3. You should see the current save location under Save to. You can pick an alternative destination from the list or choose another directory using the Other Location option.

6. Modify Save Location Permissions

If your screenshots still don’t appear on the desktop or the chosen save destination, you must check the directory’s read and write permissions.

1. Open Finder. Then, locate and control-click the save destination (e.g., Desktop).

2. Select Get Info.

3. Expand the Sharing & Permissions section.

4. Make sure to select Read & Write next to your Mac account name.

5. Additionally, make sure to uncheck the box next to Locked under the General section.

6. Close the Info pane.

If you had to make modifications in steps 4 or 5, your screenshots should save correctly going forward.

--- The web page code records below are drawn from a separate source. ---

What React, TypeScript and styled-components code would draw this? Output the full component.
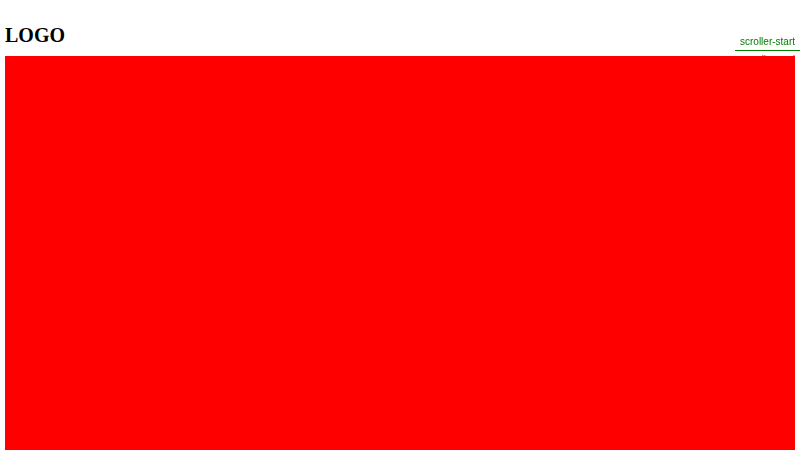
import React from 'react';
import styled, { createGlobalStyle } from 'styled-components';

const GlobalStyle = createGlobalStyle`
    html, body {
        margin: 0;
        padding: 0;
        background: #fff;
    }
`

const App = () => {
    return (
        <>
            <GlobalStyle />
            <Page>
                <Header>
                    <Logo>LOGO</Logo>
                </Header>
                <Panel />
            </Page>
            <Marker $color="#008000" $top={35} $line>scroller-start</Marker>
            <Marker $color="#555" $top={53}>scroller-end</Marker>
        </>
    )
}

export default App

const Page = styled.div`
    padding: 0 5px;
`

const Header = styled.header`
    padding-top: 24px;
    height: 32px;
`

const Logo = styled.h1`
    margin: 0;
    font-family: "Liberation Serif", serif;
    font-weight: 700;
    font-size: 20px;
    line-height: 23px;
    color: #000;
`

const Panel = styled.div`
    position: relative;
    z-index: 1;
    height: 1200px;
    background: #ff0000;
`

const Marker = styled.div<{ $color: string; $top: number; $line?: boolean }>`
    position: fixed;
    right: 0;
    top: ${p => p.$top}px;
    z-index: 0;
    padding: 0 5px 2px 5px;
    font-family: "Liberation Sans", Arial, sans-serif;
    font-size: 10px;
    line-height: 13px;
    color: ${p => p.$color};
    border-bottom: 1px solid ${p => (p.$line ? p.$color : 'transparent')};
    white-space: nowrap;
`
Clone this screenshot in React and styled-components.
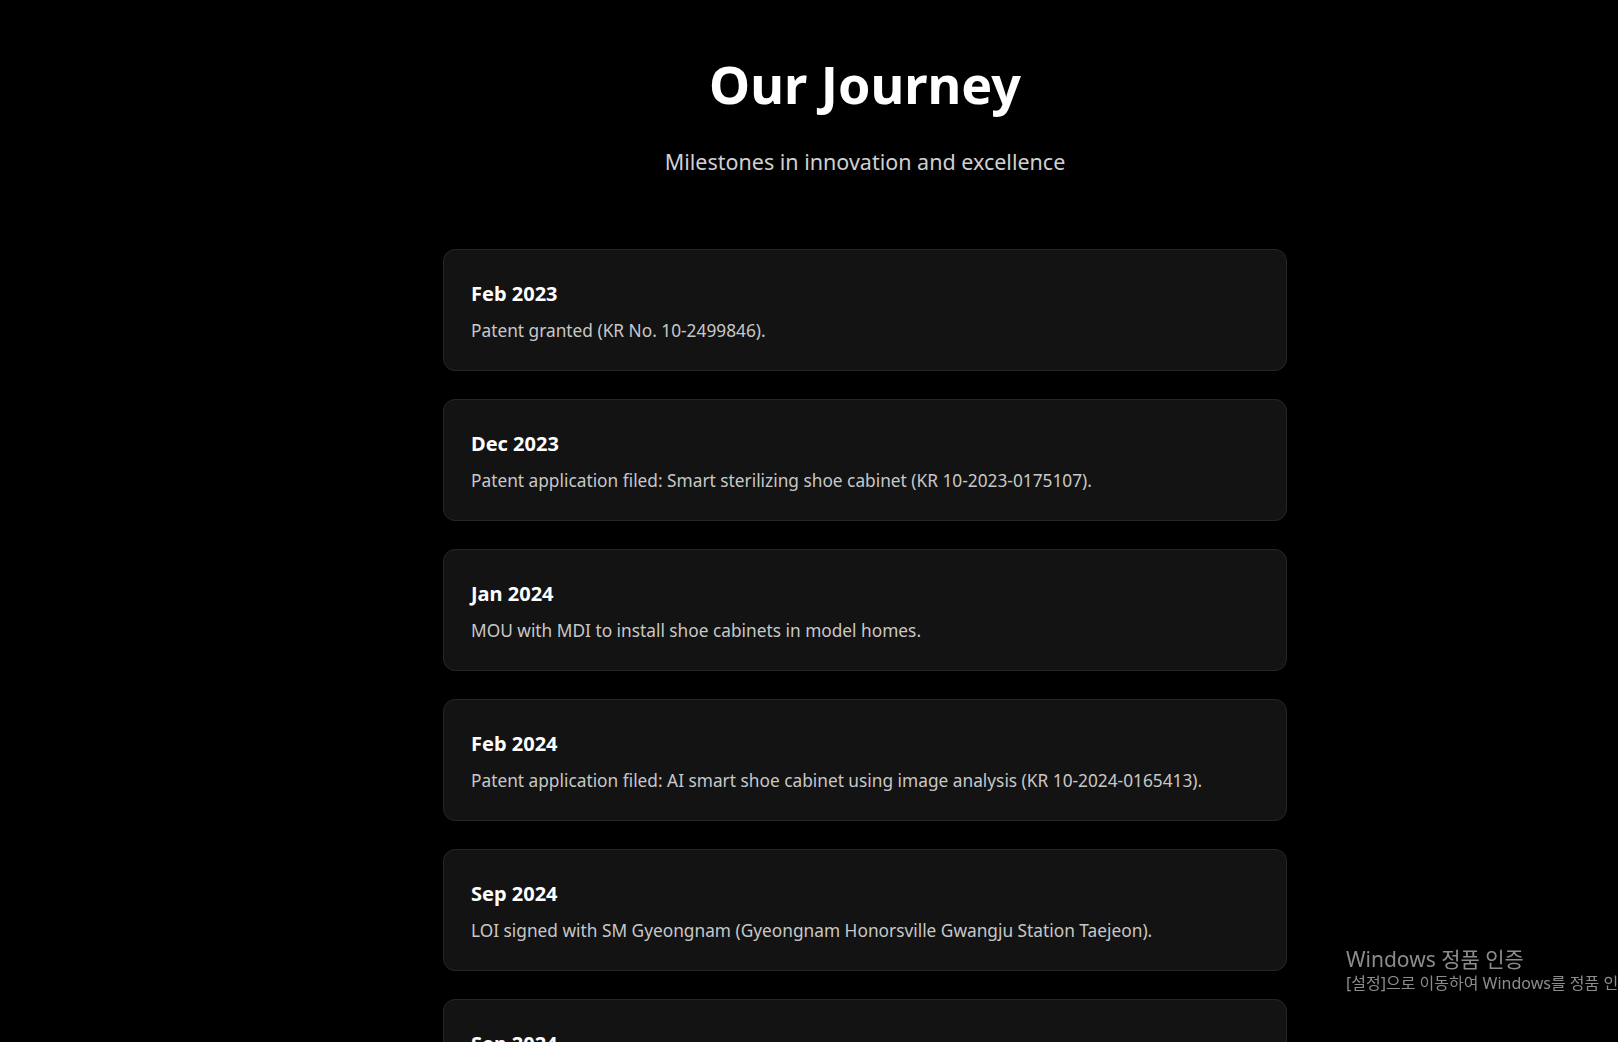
import React from "react";
import styled, { createGlobalStyle } from "styled-components";

const GlobalStyle = createGlobalStyle`
  html, body {
    margin: 0;
    padding: 0;
    background: #000;
    overflow: hidden;
  }
  body {
    font-family: "Noto Sans", "Noto Sans CJK KR", sans-serif;
    color: #fff;
  }
`;

const Page = styled.main`
  min-height: 100vh;
  padding: 52px 0 80px 112px;
  display: flex;
  flex-direction: column;
  align-items: center;
`;

const Title = styled.h1`
  margin: 0;
  font-size: 52px;
  font-weight: 700;
  line-height: 64px;
  color: #fff;
`;

const Subtitle = styled.p`
  margin: 31px 0 0;
  font-size: 21.5px;
  line-height: 30px;
  color: #d0d0d0;
`;

const Timeline = styled.ol`
  list-style: none;
  margin: 72px 0 0;
  padding: 0;
  width: 844px;
  display: flex;
  flex-direction: column;
  gap: 28px;
`;

const Card = styled.li`
  box-sizing: border-box;
  height: 122px;
  padding: 31px 27px 20px;
  background: #131313;
  border: 1px solid #262626;
  border-radius: 12px;
`;

const DateLabel = styled.h3`
  margin: 0;
  font-size: 20px;
  font-weight: 700;
  line-height: 26px;
  color: #fff;
`;

const Description = styled.p`
  margin: 11px 0 0;
  font-size: 17.3px;
  line-height: 26px;
  color: #c8c8c8;
`;

const Watermark = styled.div`
  position: fixed;
  left: 1346px;
  top: 946px;
  color: #8c8c8c;
  white-space: nowrap;
  pointer-events: none;
`;

const WatermarkTitle = styled.div`
  font-size: 21px;
  line-height: 27px;
`;

const WatermarkText = styled.div`
  font-size: 16px;
  line-height: 21px;
`;

const milestones = [
  { date: "Feb 2023", text: "Patent granted (KR No. 10-2499846)." },
  { date: "Dec 2023", text: "Patent application filed: Smart sterilizing shoe cabinet (KR 10-2023-0175107)." },
  { date: "Jan 2024", text: "MOU with MDI to install shoe cabinets in model homes." },
  { date: "Feb 2024", text: "Patent application filed: AI smart shoe cabinet using image analysis (KR 10-2024-0165413)." },
  { date: "Sep 2024", text: "LOI signed with SM Gyeongnam (Gyeongnam Honorsville Gwangju Station Taejeon)." },
  { date: "Sep 2024", text: "Pilot installation agreement signed." },
];

export default function App() {
  return (
    <>
      <GlobalStyle />
      <Page>
        <Title>Our Journey</Title>
        <Subtitle>Milestones in innovation and excellence</Subtitle>
        <Timeline>
          {milestones.map((m, i) => (
            <Card key={i}>
              <DateLabel>{m.date}</DateLabel>
              <Description>{m.text}</Description>
            </Card>
          ))}
        </Timeline>
      </Page>
      <Watermark>
        <WatermarkTitle>Windows 정품 인증</WatermarkTitle>
        <WatermarkText>[설정]으로 이동하여 Windows를 정품 인</WatermarkText>
      </Watermark>
    </>
  );
}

7. Check Third-Party Cloud Storage Services

Do your screenshots disappear from the desktop as soon as you take them? If you have a third-party cloud storage service installed on your Mac, it’s probably automatically moving them to its sync folder. Here’s how to stop that on OneDrive and Dropbox:

Disable Screenshot Backups in OneDrive

1. Select the OneDrive icon on the Mac’s menu bar.

2. Select Help and Settings > Preferences.

3. Under the Preferences tab, uncheck the box next to Save screenshots to OneDrive.

Disable Screenshot Backups in Dropbox

1. Select the Dropbox icon on the Mac’s menu bar.

2. Select your profile portrait and choose Preferences.

3. Switch to the Backups tab. Then, uncheck the box next to Share screenshots and screen recordings using Dropbox.

8. Launch Your Mac in Safe Mode

Booting your Mac into Safe Mode often helps resolve system-related flaws that crop up randomly. If you continue to experience issues with the Screenshot app, you should do that now. 

Depending on whether your Mac has an Intel or an Apple Silicon chipset, you need to follow one of slightly two different procedures to get into Safe Mode.

Macs With Intel Chips

1. Turn off your Mac.

2. Wait for 10 seconds. Then, hold down the Shift key and turn on your Mac.

3. Release the Shift key once you see the Apple logo.

Macs With Apple Silicon Chips

1. Turn off your Mac.

2. Wait for 30 seconds. Then, press and hold the Power button until you get to the screen with the startup disks.

3. Select the macOS startup disk. 

4. Hold down the Shift key and select Continue in Safe Mode.

5. Release the Shift key.

Once your Mac boots into Safe Mode, try taking a screenshot. If that works, reboot your Mac normally and take another screenshot. In most cases, both the Screenshot app and its shortcuts should start to work again as usual.

9. Scan for Malware on Your Mac

You might’ve heard about Macs being insusceptible to malware, but that’s not necessarily true. Malicious programs can hijack macOS functionalities and shortcuts, so you must rule that out if the Screenshot app still causes trouble. 

Malwarebytes is a dedicated malware remover that can help you with that. Use it to perform a scan and check if it detects anything dangerous on your Mac.

10. Reset Your Mac’s NVRAM

The NVRAM (non-volatile random-access memory) on the Mac holds tiny amounts of miscellaneous data that can go obsolete and impede various functions in macOS. Hence, resetting it may fix the Screenshot app. You can, however, only do that on Macs with Intel chipsets.

1. Turn off your Mac and wait for 10 seconds.

2. Reboot your Mac but hold down the Option, Command, P, and R keys together at the same time. 

3. Release the keys after your Mac plays the startup chime for the second time. If your Mac has an Apple T2 Security Chip, release the keys once the Apple logo shows up and disappears twice. 

That should reset the NVRAM. For comprehensive step-by-step instructions, check out this post about resetting the NVRAM on your Mac.

You Can Take Screenshots Now

Screenshot-related problems on the Mac are typically easy to resolve, and the fixes above hopefully helped you with that. If a specific issue crops up repeatedly, the best way to rectify that is to install any new system software updates on the Mac as soon as they become available. You can also clear the Mac’s system cache and see if that makes a difference.

Besides the Mac’s Screenshot app, a less convenient but native way to capture screenshots is to use the Preview app (select File > Take a Screenshot). You can also take a look at the top third-party snipping alternatives for the Mac.